Example: Database Pod with Guaranteed QoS

apiVersion: v1
kind: Pod
metadata:
  name: database
  namespace: databases
spec:
  containers:
  - name: postgres
    image: postgres:15
    resources:
      requests:
        cpu: 2
        memory: 4Gi
      limits:
        cpu: 2
        memory: 4Gi
  - name: backup
    image: backup-tool:1.0
    resources:
      requests:
        cpu: 500m
        memory: 512Mi
      limits:
        cpu: 500m
        memory: 512Mi

Example: Multi-Tier ResourceQuota

---
# CPU-intensive workloads quota
apiVersion: v1
kind: ResourceQuota
metadata:
  name: compute-intensive-quota
  namespace: batch
spec:
  hard:
    requests.cpu: "100"
    limits.cpu: "200"
    requests.memory: "100Gi"
    limits.memory: "200Gi"
  scopeSelector:
    matchExpressions:
    - operator: In
      scopeName: PriorityClass
      values: ["compute-intensive"]
---
# Standard workloads quota
apiVersion: v1
kind: ResourceQuota
metadata:
  name: standard-quota
  namespace: production
spec:
  hard:
    requests.cpu: "50"
    limits.cpu: "100"
    requests.memory: "50Gi"
    limits.memory: "100Gi"
  scopeSelector:
    matchExpressions:
    - operator: NotIn
      scopeName: PriorityClass
      values: ["compute-intensive"]

Conclusion

Proper resource management is critical for stable, efficient Kubernetes clusters.
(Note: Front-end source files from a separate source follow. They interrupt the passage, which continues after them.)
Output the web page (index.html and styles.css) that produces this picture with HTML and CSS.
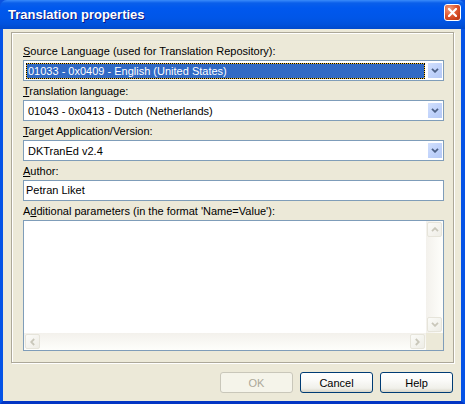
FILE: index.html
```html
<!DOCTYPE html>
<html>
<head>
<meta charset="utf-8">
<link rel="stylesheet" href="styles.css">
</head>
<body>
<div class="window">
  <div class="titlebar">
    <span class="title">Translation properties</span>
    <span class="close">
      <svg width="9" height="9" viewBox="0 0 9 9"><path d="M1 1 L8 8 M8 1 L1 8" stroke="#fff" stroke-width="2.2" stroke-linecap="square"/></svg>
    </span>
  </div>
  <div class="frame">
    <div class="group">
      <div class="label"><u>S</u>ource Language (used for Translation Repository):</div>
      <div class="combo">
        <div class="value"><span class="sel">01033 - 0x0409 - English (United States)</span></div>
        <div class="drop"><svg width="8" height="5" viewBox="0 0 8 5"><path d="M1 0.8 L4 3.8 L7 0.8" fill="none" stroke="#4d6185" stroke-width="1.8"/></svg></div>
      </div>
      <div class="label"><u>T</u>ranslation language:</div>
      <div class="combo">
        <div class="value"><span class="plain">01043 - 0x0413 - Dutch (Netherlands)</span></div>
        <div class="drop"><svg width="8" height="5" viewBox="0 0 8 5"><path d="M1 0.8 L4 3.8 L7 0.8" fill="none" stroke="#4d6185" stroke-width="1.8"/></svg></div>
      </div>
      <div class="label"><u>T</u>arget Application/Version:</div>
      <div class="combo">
        <div class="value"><span class="plain">DKTranEd v2.4</span></div>
        <div class="drop"><svg width="8" height="5" viewBox="0 0 8 5"><path d="M1 0.8 L4 3.8 L7 0.8" fill="none" stroke="#4d6185" stroke-width="1.8"/></svg></div>
      </div>
      <div class="label"><u>A</u>uthor:</div>
      <div class="textbox">Petran Liket</div>
      <div class="label">A<u>d</u>ditional parameters (in the format 'Name=Value'):</div>
      <div class="memo">
        <div class="memo-area"></div>
        <div class="vbar">
          <div class="sbtn"><svg width="8" height="5" viewBox="0 0 8 5"><path d="M1 4.2 L4 1.2 L7 4.2" fill="none" stroke="#c9c7ba" stroke-width="1.8"/></svg></div>
          <div class="vtrack"></div>
          <div class="sbtn"><svg width="8" height="5" viewBox="0 0 8 5"><path d="M1 0.8 L4 3.8 L7 0.8" fill="none" stroke="#c9c7ba" stroke-width="1.8"/></svg></div>
        </div>
        <div class="hbar">
          <div class="sbtn"><svg width="5" height="8" viewBox="0 0 5 8"><path d="M4.2 1 L1.2 4 L4.2 7" fill="none" stroke="#c9c7ba" stroke-width="1.8"/></svg></div>
          <div class="htrack"></div>
          <div class="sbtn"><svg width="5" height="8" viewBox="0 0 5 8"><path d="M0.8 1 L3.8 4 L0.8 7" fill="none" stroke="#c9c7ba" stroke-width="1.8"/></svg></div>
        </div>
        <div class="corner"></div>
      </div>
    </div>
    <div class="buttons">
      <div class="btn disabled">OK</div>
      <div class="btn">Cancel</div>
      <div class="btn">Help</div>
    </div>
  </div>
</div>
</body>
</html>
```
FILE: styles.css
```css
html, body {
  margin: 0;
  padding: 0;
  background: #ffffff;
}
body {
  font-family: "Liberation Sans", Arial, sans-serif;
  font-size: 11px;
  color: #000;
}
.window {
  width: 465px;
  height: 404px;
  display: flex;
  flex-direction: column;
  background: #0a52e0;
}
.titlebar {
  height: 29px;
  box-sizing: border-box;
  display: flex;
  align-items: center;
  justify-content: space-between;
  padding: 0 4px 0 8px;
  border-radius: 7px 7px 0 0;
  background: linear-gradient(#3a8cf8 0, #2a7cf6 1px, #0a5fea 3px, #0058ee 8px, #0056e8 18px, #0052dd 24px, #0049cc 29px);
}
.title {
  color: #fff;
  font-family: "Liberation Sans", Arial, sans-serif;
  font-weight: bold;
  font-size: 13px;
  text-shadow: 1px 1px 0 #0a1883;
  margin-top: -1px;
}
.close {
  width: 17px;
  height: 17px;
  box-sizing: border-box;
  border: 1px solid #fff;
  border-radius: 3px;
  display: flex;
  align-items: center;
  justify-content: center;
  background: radial-gradient(circle at 30% 25%, #f09b7c 0, #e05a32 45%, #c9401b 75%, #b83812 100%);
  margin-top: -4px;
}
.frame {
  flex: 1;
  display: flex;
  flex-direction: column;
  background: #ece9d8;
  border-left: 3px solid #0553e6;
  border-right: 4px solid #0553e6;
  border-bottom: 3px solid #0335c4;
}
.group {
  margin: 3px 7px 0 8px;
  height: 331px;
  box-sizing: border-box;
  border: 1px solid #aca899;
  box-shadow: inset 1px 1px 0 #fff, 1px 1px 0 #fff;
  padding: 12px 9px 0 11px;
  display: flex;
  flex-direction: column;
}
.label {
  height: 13px;
  line-height: 13px;
  margin-bottom: 2px;
  white-space: nowrap;
}
.combo, .textbox {
  height: 21px;
  box-sizing: border-box;
  border: 1px solid #7f9db9;
  background: #fff;
  margin-bottom: 4px;
}
.combo {
  display: flex;
  padding: 1px 0 1px 0;
}
.value {
  flex: 1;
  display: flex;
  align-items: center;
  padding: 0 2px 0 2px;
}
.sel {
  flex: 1;
  height: 16px;
  box-sizing: border-box;
  line-height: 14px;
  padding-left: 1px;
  color: #fff;
  border: 1px dotted #000;
  background: linear-gradient(#316ac5, #316ac5) padding-box, linear-gradient(#f2c33a, #f2c33a) border-box;
  white-space: nowrap;
}
.plain {
  padding-left: 2px;
  white-space: nowrap;
}
.drop {
  width: 16px;
  display: flex;
  align-items: center;
  justify-content: center;
  box-sizing: border-box;
  border: 1px solid #fff;
  border-radius: 1px;
  background: linear-gradient(135deg, #d2e0fd 0, #c1d3fb 50%, #b4c8f5 100%);
}
.textbox {
  line-height: 19px;
  padding-left: 2px;
}
.memo {
  height: 131px;
  box-sizing: border-box;
  border: 1px solid #7f9db9;
  background: #fff;
  display: grid;
  grid-template-columns: 1fr 17px;
  grid-template-rows: 1fr 17px;
}
.vbar {
  display: flex;
  flex-direction: column;
  background: linear-gradient(90deg, #f3f1ec, #fefefb);
}
.hbar {
  display: flex;
  background: linear-gradient(#f3f1ec, #fefefb);
}
.vtrack, .htrack {
  flex: 1;
}
.sbtn {
  width: 15px;
  height: 15px;
  margin: 1px;
  box-sizing: border-box;
  border: 1px solid #e6e4da;
  border-radius: 2px;
  background: linear-gradient(135deg, #fbfbf8, #eeede6);
  display: flex;
  align-items: center;
  justify-content: center;
}
.corner {
  background: #ece9d8;
}
.buttons {
  display: flex;
  justify-content: flex-end;
  gap: 7px;
  margin: 9px 8px 0 0;
}
.btn {
  width: 73px;
  height: 21px;
  box-sizing: border-box;
  border: 1px solid #003c74;
  border-radius: 3px;
  background: linear-gradient(#fff 0, #fafaf8 40%, #f0f0ea 80%, #d8d5c8 100%);
  display: flex;
  align-items: center;
  justify-content: center;
}
.btn.disabled {
  border-color: #c9c7ba;
  background: #f5f4ea;
  color: #aca899;
}
```
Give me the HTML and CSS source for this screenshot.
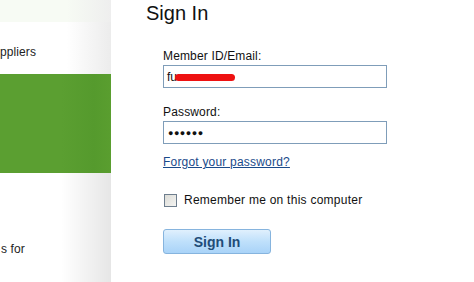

By implementing appropriate requests and limits, using QoS classes strategically, enforcing LimitRanges and ResourceQuotas, and regularly right-sizing based on actual usage, you optimize cluster utilization and prevent resource contention. Start with conservative estimates, monitor actual usage, and adjust based on metrics. Regular review of resource allocation ensures your applications run reliably on your VPS and baremetal Kubernetes infrastructure without unnecessary waste or performance degradation.